Arnault, the boss of the luxury conglomerate LVMH, insists his seeking a new passport is not aimed at avoiding high taxes about to be imposed on the wealthy by France’s new Socialist government.

The Liberation headline, superimposed on a photo of the smiling LVMH boss carrying a red suitcase, is a play on a comment by ex-president Nicolas Sarkozy, who publicly muttered “Casse-toi, pov’ con” (“Get lost, you poor idiot”) at a man who refused to shake his hand.

The words became a taunt used by Sarkozy’s left-wing critics.

Arnault, the world’s fourth-richest man whose fortune Forbes magazine estimates at $41 billion, was close to Sarkozy.

He rejected criticism that he was being anti-patriotic on Sunday, insisting he was not becoming a tax exile, despite seeking Belgian nationality as crisis-hit France moves to impose a 75-percent tax on top earners.

“I am and will remain a tax resident in France and in this regard I will, like all French people, fulfil my fiscal obligations,” he told AFP, adding that the bid for dual nationality was “linked to personal reasons”.
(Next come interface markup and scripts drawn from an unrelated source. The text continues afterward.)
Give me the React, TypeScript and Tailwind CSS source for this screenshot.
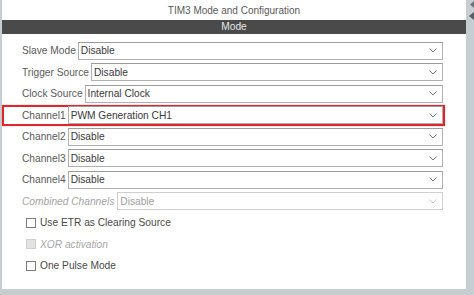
import React from 'react';

type Row = { label: string; value: string; disabled?: boolean; highlight?: boolean };

const rows: Row[] = [
  { label: 'Slave Mode', value: 'Disable' },
  { label: 'Trigger Source', value: 'Disable' },
  { label: 'Clock Source', value: 'Internal Clock' },
  { label: 'Channel1', value: 'PWM Generation CH1', highlight: true },
  { label: 'Channel2', value: 'Disable' },
  { label: 'Channel3', value: 'Disable' },
  { label: 'Channel4', value: 'Disable' },
  { label: 'Combined Channels', value: 'Disable', disabled: true },
];

const checks = [
  { label: 'Use ETR as Clearing Source' },
  { label: 'XOR activation', disabled: true },
  { label: 'One Pulse Mode' },
];

function Chevron({ light }: { light?: boolean }) {
  return (
    <svg width="8" height="5" viewBox="0 0 8 5" className="shrink-0">
      <polyline
        points="0.5,0.5 4,4 7.5,0.5"
        fill="none"
        stroke={light ? '#c8c8c8' : '#7a7a7a'}
        strokeWidth="1"
      />
    </svg>
  );
}

function SelectRow({ row }: { row: Row }) {
  const rowCls = row.highlight
    ? 'h-[21.5px] flex items-center border-2 border-[#e2252b] pl-[18px] pr-[0px] w-[443px] shadow-[0_0_1px_#f08080]'
    : 'h-[21.5px] flex items-center pl-[20px] pr-[23px]';
  return (
    <div className={rowCls}>
      <span
        className={
          row.disabled
            ? 'text-[10.2px] italic text-[#a3a3a3] whitespace-nowrap pr-[3px]'
            : 'text-[10.2px] text-[#5a5a5a] whitespace-nowrap pr-[2px]'
        }
      >
        {row.label}
      </span>
      <div
        className={
          row.disabled
            ? 'flex-1 h-[18px] flex items-center justify-between pl-[2px] pr-[5px] border border-[#cfcfcf] bg-white'
            : 'flex-1 h-[18px] flex items-center justify-between pl-[2px] pr-[5px] border border-[#b0b0b0] border-t-[#9c9c9c] bg-white'
        }
      >
        <span className={row.disabled ? 'text-[10.2px] text-[#a0a0a0]' : 'text-[10.2px] text-[#3a3a3a]'}>
          {row.value}
        </span>
        <Chevron light={row.disabled} />
      </div>
    </div>
  );
}

export default function App() {
  return (
    <div
      className="w-[474px] h-[295px] bg-[#c6ced2] flex items-start overflow-hidden"
      style={{ fontFamily: '"Liberation Sans", Arial, sans-serif' }}
    >
      <div className="ml-[2px] w-[464px] h-[289px] bg-white flex flex-col">
        <div className="h-[20px] flex items-center justify-center text-[10px] text-[#5a5a5a]">
          TIM3 Mode and Configuration
        </div>
        <div className="h-[14px] bg-[#4a4a4a] flex items-center justify-center text-[10.2px] text-[#e6e6e6]">
          Mode
        </div>
        <div className="pt-[6px] flex flex-col">
          {rows.map((r) => (
            <SelectRow key={r.label} row={r} />
          ))}
          {checks.map((c) => (
            <div key={c.label} className="h-[21.5px] flex items-center pl-[24px] gap-[4px]">
              <span
                className={
                  c.disabled
                    ? 'w-[10px] h-[10px] border border-[#cfcfcf] bg-[#e2e2e2]'
                    : 'w-[10px] h-[10px] border border-[#7c7c7c] bg-white'
                }
              />
              <span
                className={
                  c.disabled
                    ? 'text-[10.2px] italic text-[#a8a8a8]'
                    : 'text-[10.2px] text-[#4a4a4a]'
                }
              >
                {c.label}
              </span>
            </div>
          ))}
        </div>
      </div>
      <div className="w-[8px] h-[295px] flex flex-col items-end pt-[1px] gap-[4px]">
        <svg width="5" height="7" viewBox="0 0 5 7">
          <polygon points="5,0 1,3.5 5,7" fill="#6d7376" />
        </svg>
        <svg width="5" height="8" viewBox="0 0 5 8">
          <polygon points="5,0 0,4 5,8" fill="#555b5e" />
        </svg>
      </div>
    </div>
  );
}
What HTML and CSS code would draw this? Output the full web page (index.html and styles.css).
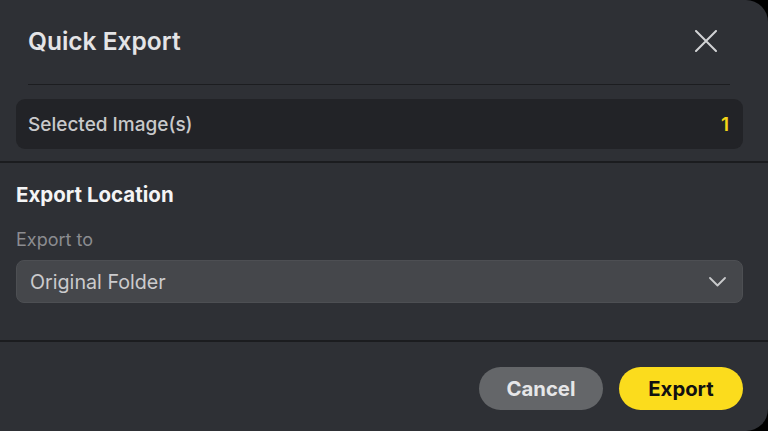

Baron Edward de Rothschild, Liberation’s main shareholder, said he supported the newspaper and that he would pay his own taxes “in good heart”.

“It’s simply in the provocative style of Liberation and I think it was a very good marketing operation,” he said.

“When you ask the best-off people to make an effort for two years, in an effort of national solidarity, it should be accommodated,” he added.

Following the election of previous Socialist president Francois Mitterrand in 1981, Arnault lived in the United States for three years, returning to France after the Socialists switched to a more conservative economic course.

In a televised interview Sunday evening, President Francois Hollande, also a Socialist, said Arnault “must weigh up what it means to seek another nationality because we are proud to be French”.

“One has to appeal to patriotism during this period,” he said.

Arnault’s move has been widely condemned by French political parties on both the left and the far-right right as treacherous.

But Francois Fillon, who was prime minister under Sarkozy, denounced “stupid decisions” on the part of the current government which lead to “terrible results”.

British Prime Minister David Cameron triggered a war of words with France in June by vowing to “roll out the red carpet” for French firms if Hollande implemented the new tax rate.